Foreign exchange market volatility picked up sharply in the latter half of 2007 and has remained at elevated levels since.
This was associated with a faster rate of decline of the US dollar as well as a substantial appreciation of the euro, yen and Swiss franc, says the Bank for International Settlements (BIS) in its 78th Annual Report.
As carry trades became less attractive, expected growth differentials became more of a focal point for market sentiment than prevailing levels of interest rates. While exchange rate policies continued to shape the behaviour of some emerging market currencies, developments in commodity prices and specific trends in capital flows also exerted a considerable influence on exchange rates.
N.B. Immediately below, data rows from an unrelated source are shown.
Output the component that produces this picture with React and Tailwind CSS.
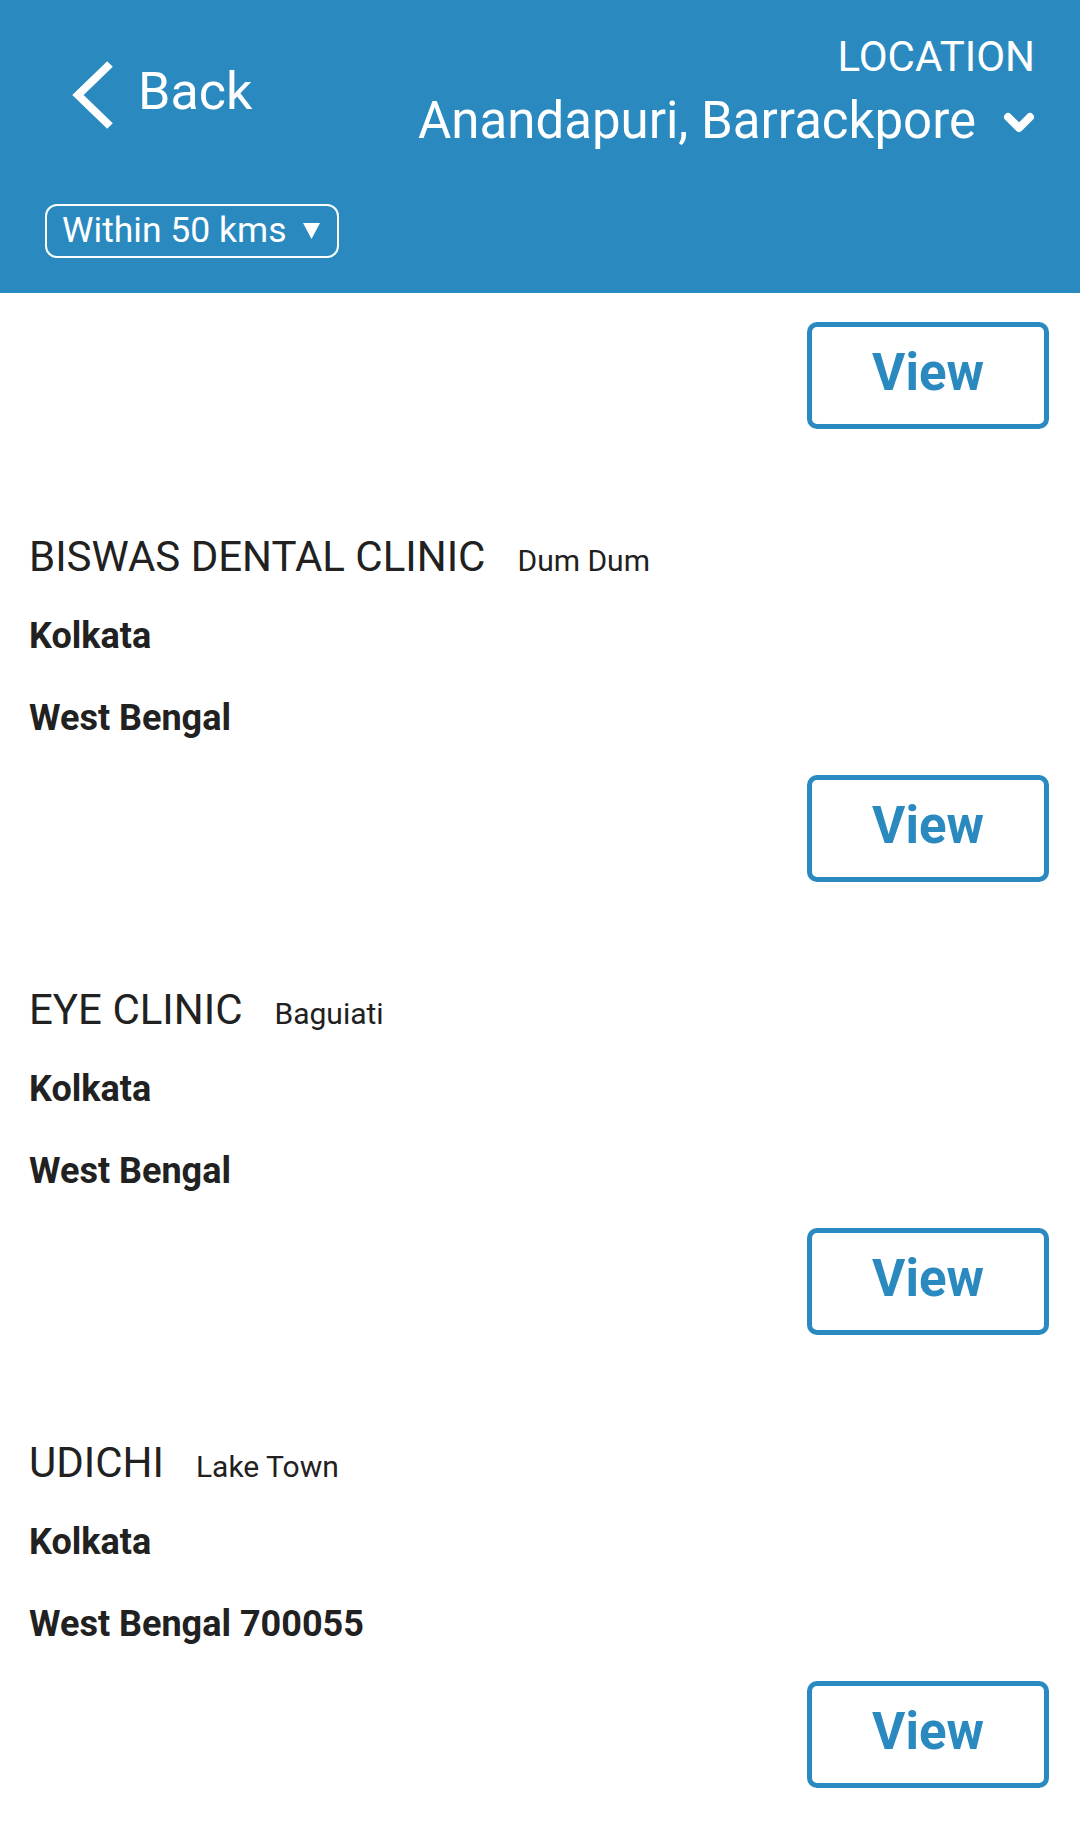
import React from "react";

const clinics = [
  { name: "BISWAS DENTAL CLINIC", area: "Dum Dum", city: "Kolkata", state: "West Bengal" },
  { name: "EYE CLINIC", area: "Baguiati", city: "Kolkata", state: "West Bengal" },
  { name: "UDICHI", area: "Lake Town", city: "Kolkata", state: "West Bengal 700055" },
];

const ViewButton = () => (
  <div className="flex justify-end">
    <button className="w-[242px] h-[107px] flex items-center justify-center pb-[7px] border-[5px] border-[#2a8abf] rounded-[10px] text-[51px] font-bold text-[#2a8abf] leading-none">
      View
    </button>
  </div>
);

const App = () => {
  return (
    <div className="min-h-screen bg-white" style={{ fontFamily: "Roboto, 'Noto Sans', sans-serif" }}>
      <header className="h-[293px] bg-[#2a8abf] text-white flex flex-col">
        <div className="h-[204px] flex justify-between">
          <div className="flex items-start pt-[61px] pl-[72px]">
            <svg width="42" height="68" viewBox="0 0 42 68" fill="none">
              <polyline points="38,3 6,34 38,65" stroke="white" strokeWidth="8" strokeLinejoin="miter" />
            </svg>
            <span className="ml-[24px] text-[52px] leading-[62px]">Back</span>
          </div>
          <div className="flex flex-col items-end pt-[33px] pr-[45px]">
            <span className="text-[42px] leading-[48px]">LOCATION</span>
            <div className="mt-[10px] flex items-center">
              <span className="text-[51px] leading-[60px]">Anandapuri, Barrackpore</span>
              <svg className="ml-[27px] mt-[2px]" width="32" height="21" viewBox="0 0 32 21" fill="none">
                <polyline points="5,5 16,16 27,5" stroke="white" strokeWidth="8" strokeLinecap="round" strokeLinejoin="round" />
              </svg>
            </div>
          </div>
        </div>
        <div className="pl-[45px]">
          <div className="inline-flex items-center h-[54px] border-2 border-white rounded-[12px] pl-[15px] pr-[17px]">
            <span className="text-[35.5px] leading-none">Within 50 kms</span>
            <svg className="ml-[16px]" width="17" height="16" viewBox="0 0 17 16">
              <polygon points="0,0 17,0 8.5,16" fill="white" />
            </svg>
          </div>
        </div>
      </header>

      <main className="pl-[29px] pr-[31px]">
        <div className="pt-[29px]">
          <ViewButton />
        </div>
        {clinics.map((c) => (
          <div key={c.name} className="pt-[104px]">
            <div className="flex items-baseline text-[#212121]">
              <span className="text-[42px] leading-[48px]">{c.name}</span>
              <span className="ml-[32px] text-[30px]">{c.area}</span>
            </div>
            <p className="mt-[32px] text-[36px] leading-[42px] font-bold text-[#212121]">{c.city}</p>
            <p className="mt-[40px] text-[36px] leading-[42px] font-bold text-[#212121]">{c.state}</p>
            <div className="mt-[36px]">
              <ViewButton />
            </div>
          </div>
        ))}
      </main>
    </div>
  );
};

export default App;
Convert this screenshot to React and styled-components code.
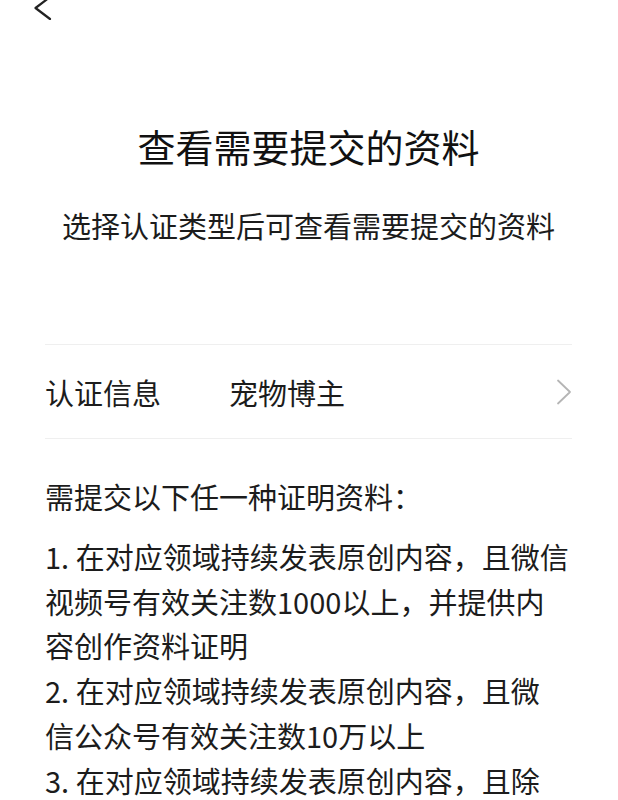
import React from "react";
import styled, { createGlobalStyle } from "styled-components";

const GlobalStyle = createGlobalStyle`
  html, body {
    margin: 0;
    padding: 0;
    background: #ffffff;
  }
  body {
    font-family: "Noto Sans CJK SC", "Noto Sans", "Liberation Sans", sans-serif;
    color: #1c1c1c;
    -webkit-font-smoothing: antialiased;
  }
`;

const Page = styled.div`
  width: 618px;
  height: 800px;
  overflow: hidden;
  box-sizing: border-box;
  padding: 0 46px 0 45px;
  background: #ffffff;
`;

const NavBar = styled.div`
  height: 20px;
  display: flex;
  align-items: flex-start;
  margin-left: -11px;
`;

const BackIcon = styled.svg`
  display: block;
  width: 18px;
  height: 20px;
  overflow: hidden;
`;

const Header = styled.header`
  display: flex;
  flex-direction: column;
  align-items: center;
  margin-top: 102px;
`;

const Title = styled.h1`
  margin: 0;
  font-size: 38px;
  line-height: 48px;
  font-weight: 400;
  color: #111111;
  white-space: nowrap;
`;

const Subtitle = styled.p`
  margin: 35px 0 0;
  font-size: 29px;
  line-height: 40px;
  font-weight: 400;
  color: #1c1c1c;
  white-space: nowrap;
`;

const InfoRow = styled.div`
  margin-top: 99px;
  height: 93px;
  display: grid;
  grid-template-columns: 184px 1fr auto;
  align-items: center;
  border-top: 1px solid #efefef;
  border-bottom: 1px solid #efefef;
`;

const RowLabel = styled.span`
  font-size: 29px;
  line-height: 40px;
  color: #1c1c1c;
`;

const RowValue = styled.span`
  font-size: 29px;
  line-height: 40px;
  color: #1c1c1c;
`;

const Chevron = styled.svg`
  display: block;
  width: 16px;
  height: 26px;
  margin-right: 0px;
`;

const Requirements = styled.section`
  margin-top: 35px;
`;

const Intro = styled.p`
  margin: 0;
  font-size: 29px;
  line-height: 44.8px;
  color: #1c1c1c;
  white-space: nowrap;
`;

const List = styled.ol`
  list-style: none;
  margin: 15px 0 0;
  padding: 0;
`;

const Item = styled.li`
  font-size: 29px;
  line-height: 44.8px;
  color: #1c1c1c;
`;

const Line = styled.span`
  display: block;
  white-space: nowrap;
`;

const items = [
  [
    "1. 在对应领域持续发表原创内容，且微信",
    "视频号有效关注数1000以上，并提供内",
    "容创作资料证明",
  ],
  ["2. 在对应领域持续发表原创内容，且微", "信公众号有效关注数10万以上"],
  ["3. 在对应领域持续发表原创内容，且除"],
];

export default function App() {
  return (
    <>
      <GlobalStyle />
      <Page>
        <NavBar>
          <BackIcon viewBox="0 0 18 20">
            <path
              d="M16 -3 L1.5 8 L16 19"
              fill="none"
              stroke="#222"
              strokeWidth="2.2"
              strokeLinecap="round"
              strokeLinejoin="round"
            />
          </BackIcon>
        </NavBar>

        <Header>
          <Title>查看需要提交的资料</Title>
          <Subtitle>选择认证类型后可查看需要提交的资料</Subtitle>
        </Header>

        <InfoRow>
          <RowLabel>认证信息</RowLabel>
          <RowValue>宠物博主</RowValue>
          <Chevron viewBox="0 0 16 26">
            <path
              d="M2 1.5 L14 13 L2 24.5"
              fill="none"
              stroke="#b5b5b5"
              strokeWidth="1.8"
              strokeLinecap="round"
              strokeLinejoin="round"
            />
          </Chevron>
        </InfoRow>

        <Requirements>
          <Intro>需提交以下任一种证明资料：</Intro>
          <List>
            {items.map((lines, i) => (
              <Item key={i}>
                {lines.map((l, j) => (
                  <Line key={j}>{l}</Line>
                ))}
              </Item>
            ))}
          </List>
        </Requirements>
      </Page>
    </>
  );
}
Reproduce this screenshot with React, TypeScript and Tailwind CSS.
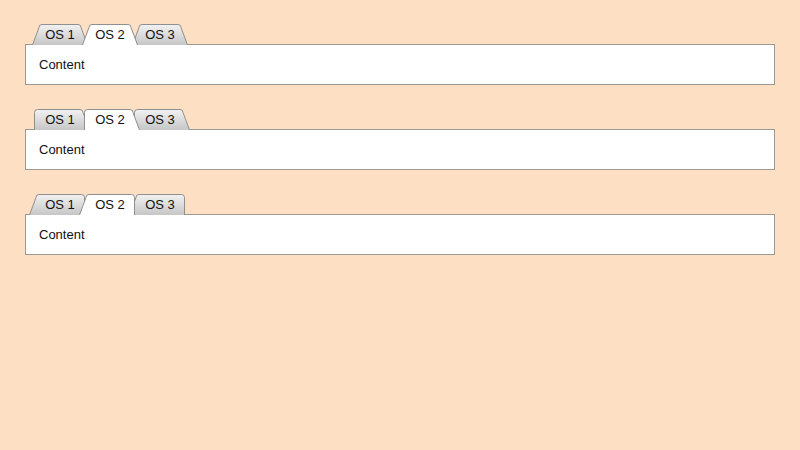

“Notwithstanding some significant exchange rate movements and tensions in certain foreign exchange swap and cross-currency swap markets, foreign exchange spot markets generally continued to function smoothly throughout the period of higher volatility,” the report says.
From a longer-term perspective, there have been a number of developments that could potentially have a bearing on the resilience of foreign exchange markets. These include higher turnover, greater diversity in foreign exchange market activity and improvements in the risk management infrastructure.
“While generally positive, it is possible that the full implications of these developments for market dynamics at times of stress have not yet become apparent. It is important, therefore, to sustain the impetus for better risk management practices in foreign exchange markets going forward,” the report advises.